After leaving Congress, Kennedy — the son of the late Sen. Ted Kennedy, D-Mass., and JFK’s nephew — founded the Kennedy Forum, a think tank dealing with mental health policy and issues. He also co-founded One Mind, an organization dealing with brain-related illness and injury.

Kennedy told me Wednesday that when he visited Jackson Jr. at Mayo, he was already worried about a criminal probe and extremely stressed because “he knew he had a storm of troubles” ahead. But “he’s had a chance to catch his breath, he’s had a chance to move on” while in prison.

“I believe there is a lot of opportunity for him to continue to be the vocal advocate for social justice that he has always been,” Kennedy said.

One logical place for that is at the Rainbow PUSH Coalition, the civil rights organization founded by Jackson’s father.

Kennedy said when they talked on Monday, “He was asking about my work in mental health. He said, ‘I want to be helpful to you. . . . Anything I can do to help you in your efforts, count me in.’ ”

Jackson Jr. “has kind of a double stigma,” Kennedy said. “He’s got the mental illness stigma and he’s got the convicted felon stigma. These are pretty big stigmas. But he has a lineage and a legacy of fighting to overcome stigmas and I think he can repurpose that in a very powerful way to take on these kinds of new challenges.”

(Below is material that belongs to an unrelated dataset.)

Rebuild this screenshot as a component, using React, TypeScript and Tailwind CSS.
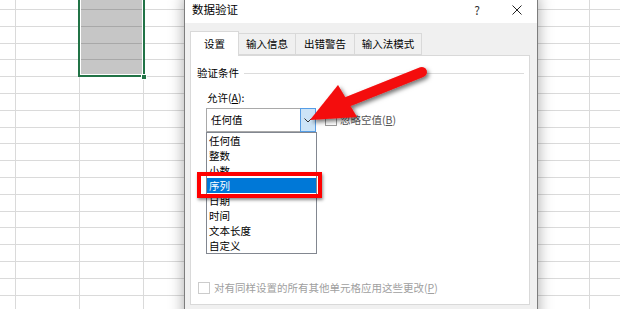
const rowLines = Array.from({ length: 20 }, (_, k) => Math.round(9 + 16.8 * k));
const rowHeights = rowLines.map((y, k) => (k === 0 ? y + 1 : y - rowLines[k - 1]));
const colLines = Array.from({ length: 11 }, (_, k) => Math.round(15 + 63.8 * k));
const colWidths = colLines.map((x, k) => (k === 0 ? x + 1 : x - colLines[k - 1]));

const listItems = ['任何值', '整数', '小数', '序列', '日期', '时间', '文本长度', '自定义'];

function Sheet() {
  return (
    <div className="flex flex-col">
      {rowHeights.map((h, r) => (
        <div key={r} className="flex" style={{ height: h }}>
          {colWidths.map((w, c) => {
            const selected = c === 2 && r <= 4;
            return (
              <div
                key={c}
                style={{ width: w }}
                className={
                  selected
                    ? 'shrink-0 border-r border-b border-[#a8a8a8] bg-[#c6c6c6]'
                    : 'shrink-0 border-r border-b border-[#dadada] bg-white'
                }
              />
            );
          })}
        </div>
      ))}
    </div>
  );
}

function Checkbox({ disabled }: { disabled?: boolean }) {
  return (
    <span
      className={`inline-block h-[12px] w-[12px] shrink-0 border bg-white ${
        disabled ? 'border-[#cccccc]' : 'border-[#9a9a9a]'
      }`}
    />
  );
}

function Dialog() {
  return (
    <div className="absolute left-[184px] top-[-4px] w-[354px] h-[330px] border-x border-[#7d7d7d] bg-[#f0f0f0] shadow-[0_0_14px_rgba(0,0,0,0.35)]">
      {/* title bar */}
      <div className="flex h-[27px] items-center bg-white pl-[7px] pr-[10px]">
        <span className="text-[11.5px] text-black">数据验证</span>
        <span className="ml-auto mr-[32px] text-[12px] text-[#333]">?</span>
        <svg width="10" height="10" viewBox="0 0 10 10" className="mr-[5px]">
          <path d="M0.5 0.5 L9.5 9.5 M9.5 0.5 L0.5 9.5" stroke="#222" strokeWidth="1" />
        </svg>
      </div>

      {/* body */}
      <div className="px-[5px] pt-[8px]">
        <div className="flex items-end text-[10.5px] text-black">
          <div className="relative z-10 -mb-px flex h-[25px] w-[49px] items-center justify-center border border-b-0 border-[#d9d9d9] bg-white">
            设置
          </div>
          <div className="flex h-[22px] w-[57px] items-center justify-center border border-l-0 border-[#d9d9d9] bg-[#f0f0f0]">
            输入信息
          </div>
          <div className="flex h-[22px] w-[59px] items-center justify-center border border-l-0 border-[#d9d9d9] bg-[#f0f0f0]">
            出错警告
          </div>
          <div className="flex h-[22px] w-[67px] items-center justify-center border border-l-0 border-[#d9d9d9] bg-[#f0f0f0]">
            输入法模式
          </div>
        </div>

        <div className="flex h-[250px] w-[340px] flex-col border border-[#d9d9d9] bg-white text-[10.5px] text-black">
          <div className="mt-[8px] flex h-[18px] items-center pl-[6px] pr-[5px]">
            <span>验证条件</span>
            <span className="ml-[5px] h-px flex-1 bg-[#dcdcdc]" />
          </div>

          <div className="mt-[7px] flex h-[18px] items-center pl-[16px]">
            允许(<span className="underline">A</span>):
          </div>

          <div className="mt-px flex items-center pl-[15px]">
            <div className="relative">
              <div className="flex h-[24px] w-[110px] items-center border border-[#a9a9a9] bg-white">
                <span className="pl-[4px]">任何值</span>
                <div className="ml-auto flex h-[24px] w-[16px] -mr-px items-center justify-center border border-[#569de5] bg-[#cce4f7]">
                  <svg width="8" height="5" viewBox="0 0 8 5">
                    <path d="M0.5 0.5 L4 4 L7.5 0.5" fill="none" stroke="#333" strokeWidth="1" />
                  </svg>
                </div>
              </div>
              {/* dropdown list */}
              <div className="absolute left-0 top-full z-20 w-[111px] border border-[#828790] bg-white">
                {listItems.map((t) => (
                  <div
                    key={t}
                    className={`flex h-[15px] items-center pl-[2px] ${
                      t === '序列' ? 'bg-[#0078d7] text-white' : 'text-black'
                    }`}
                  >
                    {t}
                  </div>
                ))}
              </div>
            </div>
            <div className="ml-[9px] flex items-center gap-[3px] text-[#555]">
              <Checkbox />
              <span>
                忽略空值(<span className="underline">B</span>)
              </span>
            </div>
          </div>

          <div className="mt-auto mb-[7px] flex h-[18px] items-center gap-[4px] pl-[7px] text-[#a0a0a0]">
            <Checkbox disabled />
            <span>
              对有同样设置的所有其他单元格应用这些更改(<span className="underline">P</span>)
            </span>
          </div>
        </div>
      </div>
    </div>
  );
}

export default function App() {
  return (
    <div className="relative h-[309px] w-[620px] overflow-hidden bg-white font-['Noto_Sans_CJK_SC','Microsoft_YaHei',sans-serif]">
      <Sheet />

      {/* selection */}
      <div className="absolute left-[78px] top-[-3px] h-[80px] w-[67px] border-2 border-[#217346]">
        <div className="h-full w-full border border-white" />
      </div>
      <div className="absolute left-[141px] top-[74px] h-[6px] w-[6px] border border-white bg-[#217346]" />

      <Dialog />

      {/* red highlight box */}
      <div className="absolute left-[197px] top-[172px] z-30 h-[26px] w-[125px] border-4 border-[#ff0000] shadow-[1px_2px_3px_rgba(0,0,0,0.45)]" />

      {/* red arrow */}
      <svg className="pointer-events-none absolute left-0 top-0 z-30" width="620" height="309" viewBox="0 0 620 309">
        <defs>
          <filter id="arrowShadow" x="-20%" y="-20%" width="140%" height="140%">
            <feDropShadow dx="2" dy="2.5" stdDeviation="2" floodColor="#000" floodOpacity="0.55" />
          </filter>
        </defs>
        <g filter="url(#arrowShadow)">
          <line x1="342" y1="104" x2="422" y2="72" stroke="#f40a0a" strokeWidth="10" strokeLinecap="round" />
          <polygon points="310,120 338,85 357,117" fill="#f40a0a" />
        </g>
      </svg>
    </div>
  );
}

Edmond Ross, a Bureau of Prison spokesman, said prisoners released back to their communities are expected to look for a job.

Jackson Jr. has a degree from the Chicago Theological Seminary, though he never was ordained.

As far as employment goes, Kennedy said, “He’s got a very powerful faith and I think that he’s got friends and I think that one thing leads to another and if he takes his enormous talents and abilities and smarts and applied them to good purpose, then there will be many people who will be attracted to that.”

Kennedy said Jackson Jr. told him he’s been doing a lot of writing in prison. I asked him if he wrote a book.

Said Kennedy, “Ultimately, he is going to have some kind of a memoir, and I think he’s got a lot of personal things to talk about.”